Not So Bright, Not So Liberal II: The Attack of the Atheists

One of our valued readers left, in part, the following as a comment to Jonathan’s earlier post:

Wouldn’t atheists find the assertion from religious people that they are plugged into some cosmic truth through their faith to be smug, arrogant and insulting? But I suppose it’s only a sin if the other side does it. If you do it it’s just asserting the obvious.

I started typing a comment in reply, which had a hostile tone. I deleted it. Then I decided to just leave it there, move on. Then on third thought I decided I would respond. But that comment got out of hand. I then had a fourth thought, the old saying about never arguing with the guy who buys ink by the barrel — “hey, this is my blog, I’ll just put MY response out in the open”. So here it is:

The tone, sir, the tone. The gratuitously insulting tone. We must work on that. Civility is a virtue which we all should have. It is the mortar holding together our pluralistic society. It is the foundation of our priceless civil peace, which is the envy and wonder of the world. So, starting out assuming that someone who disagrees with you has various moral failings is bad form socially and bad citizenship, as well as being intellectually unsound.

I will tell you that the Roman Catholic religion is true. I assert that. I assume the burdens of that assertion. I try to live up to the standards imposed on me by that assertion. This necessarily means that I also assert that contradictory statements are not true. (Incidentally, I certainly don’t think this is an “obvious” truth, so you are wrong about that. It takes some prayer, reflection, experience and study to get there. I’ll also assert that it is worth the effort.)

OK, I did it. I have made a “truth” statement. Pause. Look around. The sky has fallen on neither of us. Nor does that mean I cannot remain friends with people who do not make this assertion, or who aren’t sure, or who don’t want to think about it. There is no inconsistency between my assertion of the truth of Roman Catholicism and my genuine friendship with and respect and affection for those who do not do so. You have a poor, and false, idea of Roman Catholicism if you think otherwise.

We all live, function, act and think based on what we believe to be true. All human conduct is necessarily rooted in some set of premises about what is true. These premises may be well thought out, not thought out, or incoherent, but these premises are there. So, making an assertion that something is true does not present any problem in itself. We all do that all day long, in deed if not in word.

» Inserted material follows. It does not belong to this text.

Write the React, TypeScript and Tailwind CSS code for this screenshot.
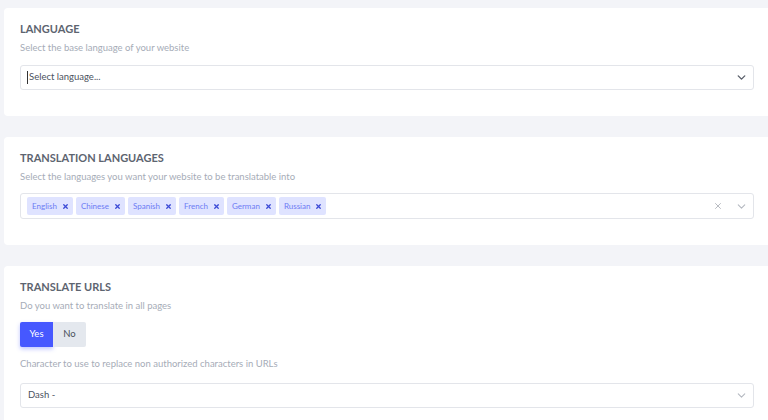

Now, some people may say, “if you cannot show me empirically or by means of scientific, quantifiable measurements, that your religious belief is true, then you may not speak about it.” I reject this. I reject the proposition that someone may engage me on a life or death matter, in fact a life-after-death matter, and say that I must accept that person’s truncated and false view of the world and of humanity and of what constitutes relevant evidence, all as some kind of ground rule for having a conversation. That strikes me as smug and arrogant, to use your adjectives. Someone initiates a conversation with me and insists that certain relevant matter is off limits, ab initio? Sorry, dude, Lex don’t play that.

Now, if the tone of religious believers whom you have met has been “smug, arrogant and insulting” that is a bad thing. That is not how it is supposed to be done. Christianity is supposed to be about love, charity, patience, understanding, service, humility, etc. It’s in the New Testament in a bunch of places. You can look it up. Also, many people down the centuries have actually approached this ideal, some of whom we know as saints, most of whom are known only to God. I have found that this approach is far more common among sincere believers, even among those Christians who think my Catholicism will damn me to Hell, than anything like what you describe. But, hey, you had some bad experiences. Sorry about that. But I repudiate your judgement of me based on your experience with some unknown third parties. I refuse to be included in whatever group of people you had a bad experience with. And I reject your categorical lumping of religious believers into some pejorative category. And I am mystified that you think anyone with any self-respect would just knuckle under to such overbroad and, frankly, bigoted statements.

Anyway, we believe in open and even hard-hitting free speech on this blog. But let’s treat each other with respect. Our model should be the old Victorians like Lord Acton, Cardinal Newman, Mill, James Fitzjames Stephen, Gladstone, all of whom were engaged from time to time in debates pertaining to religion in one way or another, and all of whom fought hard for their causes, all of whom threw hard oratorical punches, but who did not sink to personal rancor or insult the intentions of their opponents — whom they assumed to be serious men seriously engaged with serious matters, at least as an initial presumption.

In closing, I will say that the truth or falsity of Catholicism or Christianity or Islam or religion generally is NOT what I particularly want to discuss in this forum — though I have decided and I daresay well-founded views on these questions. My fellow ChicagoBoyz have their own divergent opinions and I don’t want to use this blog as a soapbox for my views on these issues, which are very serious ones, where their views may differ to a major degree. We have enough to talk about on this blog where we either agree, or might have a shared interest, or where we will have grounds for constructive disagreement. But if someone insults me or my religion, I may choose to respond, depending on what I deem appropriate under the specific circumstances.